------ TASK MATERIAL

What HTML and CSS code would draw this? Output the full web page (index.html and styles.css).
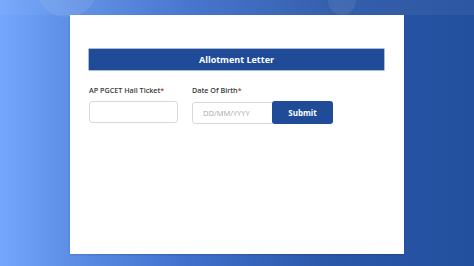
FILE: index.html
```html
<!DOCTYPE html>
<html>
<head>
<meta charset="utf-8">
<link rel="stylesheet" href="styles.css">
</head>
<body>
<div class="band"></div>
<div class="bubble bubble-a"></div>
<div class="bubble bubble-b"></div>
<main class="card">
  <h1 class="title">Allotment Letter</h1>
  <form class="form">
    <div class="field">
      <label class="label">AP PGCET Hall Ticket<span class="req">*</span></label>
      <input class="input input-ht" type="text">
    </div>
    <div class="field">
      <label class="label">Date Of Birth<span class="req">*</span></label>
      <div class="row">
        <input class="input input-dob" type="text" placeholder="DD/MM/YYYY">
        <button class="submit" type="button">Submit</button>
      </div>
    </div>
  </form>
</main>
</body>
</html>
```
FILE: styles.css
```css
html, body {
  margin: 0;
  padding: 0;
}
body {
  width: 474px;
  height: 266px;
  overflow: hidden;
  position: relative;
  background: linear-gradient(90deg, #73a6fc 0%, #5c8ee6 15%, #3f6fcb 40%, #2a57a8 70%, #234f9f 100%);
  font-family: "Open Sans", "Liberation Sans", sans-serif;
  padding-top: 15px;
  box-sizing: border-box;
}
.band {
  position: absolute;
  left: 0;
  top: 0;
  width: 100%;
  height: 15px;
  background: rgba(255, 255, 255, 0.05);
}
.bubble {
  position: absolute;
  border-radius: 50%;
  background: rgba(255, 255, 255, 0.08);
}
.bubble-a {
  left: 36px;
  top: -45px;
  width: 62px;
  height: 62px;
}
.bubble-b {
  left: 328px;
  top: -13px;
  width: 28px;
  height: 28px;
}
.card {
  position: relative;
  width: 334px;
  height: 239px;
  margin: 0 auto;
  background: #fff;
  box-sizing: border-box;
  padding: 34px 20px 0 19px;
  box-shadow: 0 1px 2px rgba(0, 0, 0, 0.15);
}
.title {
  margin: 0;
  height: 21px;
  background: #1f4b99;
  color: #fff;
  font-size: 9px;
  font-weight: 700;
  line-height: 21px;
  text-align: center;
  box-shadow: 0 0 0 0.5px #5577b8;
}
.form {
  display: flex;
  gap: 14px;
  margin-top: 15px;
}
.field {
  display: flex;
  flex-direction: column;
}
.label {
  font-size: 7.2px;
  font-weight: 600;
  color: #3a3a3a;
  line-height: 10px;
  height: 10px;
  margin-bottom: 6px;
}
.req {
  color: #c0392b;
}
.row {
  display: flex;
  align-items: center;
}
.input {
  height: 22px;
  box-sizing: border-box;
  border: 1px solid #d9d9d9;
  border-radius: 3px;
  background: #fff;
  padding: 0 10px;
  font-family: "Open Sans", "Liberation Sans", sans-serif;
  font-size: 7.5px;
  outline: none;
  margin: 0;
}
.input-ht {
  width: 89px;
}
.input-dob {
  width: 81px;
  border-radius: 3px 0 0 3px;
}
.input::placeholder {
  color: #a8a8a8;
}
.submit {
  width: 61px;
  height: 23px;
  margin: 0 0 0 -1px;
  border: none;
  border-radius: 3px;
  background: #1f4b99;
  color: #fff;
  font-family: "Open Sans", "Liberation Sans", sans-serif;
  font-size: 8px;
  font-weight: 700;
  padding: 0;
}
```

------------
------ TASK MATERIAL

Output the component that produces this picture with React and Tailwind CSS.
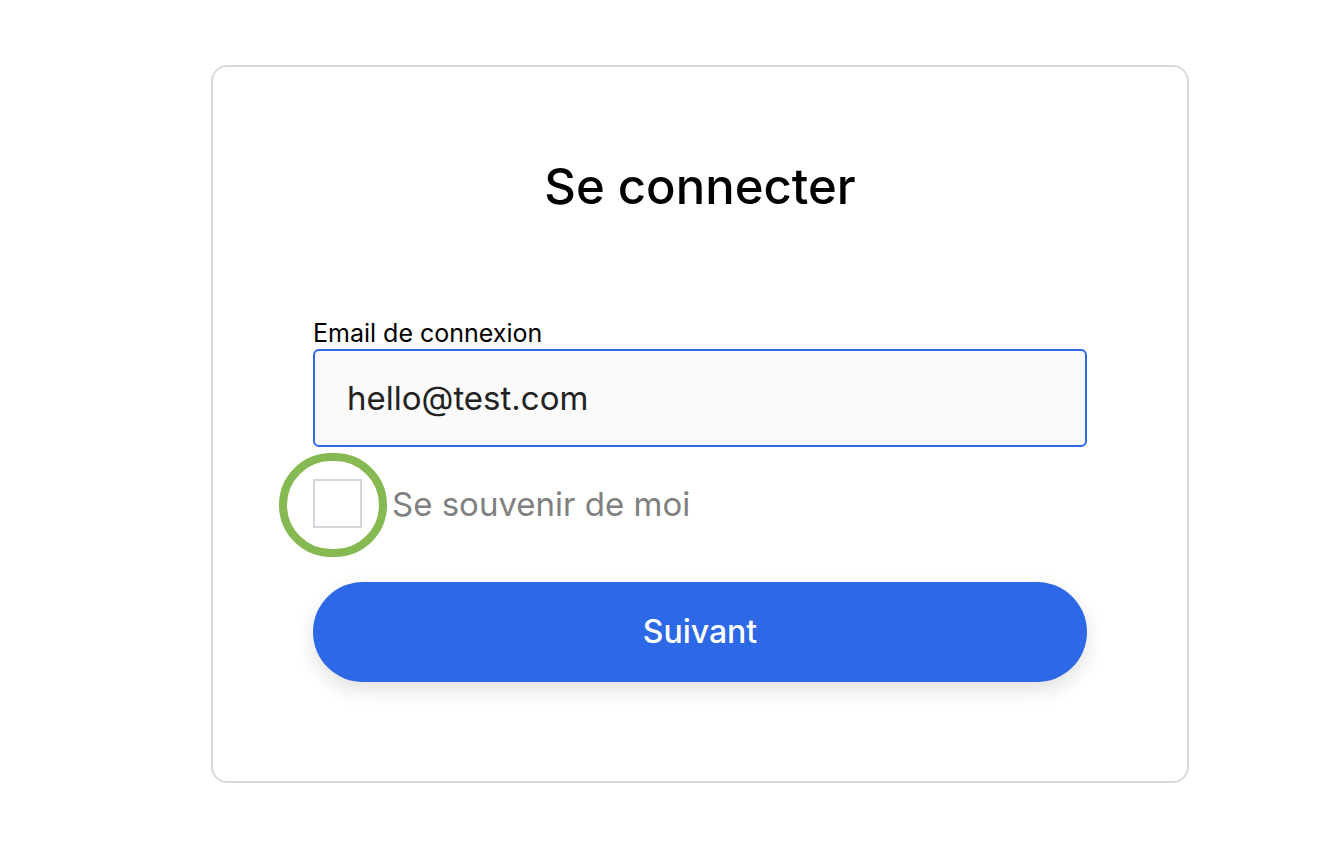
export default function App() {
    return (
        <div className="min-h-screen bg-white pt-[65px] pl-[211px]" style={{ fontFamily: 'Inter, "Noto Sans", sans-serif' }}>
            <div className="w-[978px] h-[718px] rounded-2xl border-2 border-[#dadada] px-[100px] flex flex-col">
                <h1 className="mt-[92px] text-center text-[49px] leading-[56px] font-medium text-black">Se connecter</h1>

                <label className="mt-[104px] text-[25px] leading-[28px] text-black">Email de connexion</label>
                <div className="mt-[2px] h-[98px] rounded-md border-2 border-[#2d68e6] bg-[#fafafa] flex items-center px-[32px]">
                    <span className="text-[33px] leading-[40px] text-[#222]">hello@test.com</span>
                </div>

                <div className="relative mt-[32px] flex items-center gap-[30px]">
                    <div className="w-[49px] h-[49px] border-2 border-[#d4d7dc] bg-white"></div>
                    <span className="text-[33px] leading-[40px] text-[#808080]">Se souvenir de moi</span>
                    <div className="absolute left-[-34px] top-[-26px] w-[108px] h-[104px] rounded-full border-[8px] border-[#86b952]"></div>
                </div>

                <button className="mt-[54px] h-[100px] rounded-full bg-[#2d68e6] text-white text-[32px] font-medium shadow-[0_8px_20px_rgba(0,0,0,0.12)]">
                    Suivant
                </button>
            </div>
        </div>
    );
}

------------

▶ TO BE DONE: Write down exactly what the lines above say, from the line holding "Output the component" through the line holding "text-center text-[49px] leading-[56px]", and nothing more. Do not copy the pictures.

▶ OUTPUT FOR THIS EXERCISE:
Output the component that produces this picture with React and Tailwind CSS.
export default function App() {
    return (
        <div className="min-h-screen bg-white pt-[65px] pl-[211px]" style={{ fontFamily: 'Inter, "Noto Sans", sans-serif' }}>
            <div className="w-[978px] h-[718px] rounded-2xl border-2 border-[#dadada] px-[100px] flex flex-col">
                <h1 className="mt-[92px] text-center text-[49px] leading-[56px] font-medium text-black">Se connecter</h1>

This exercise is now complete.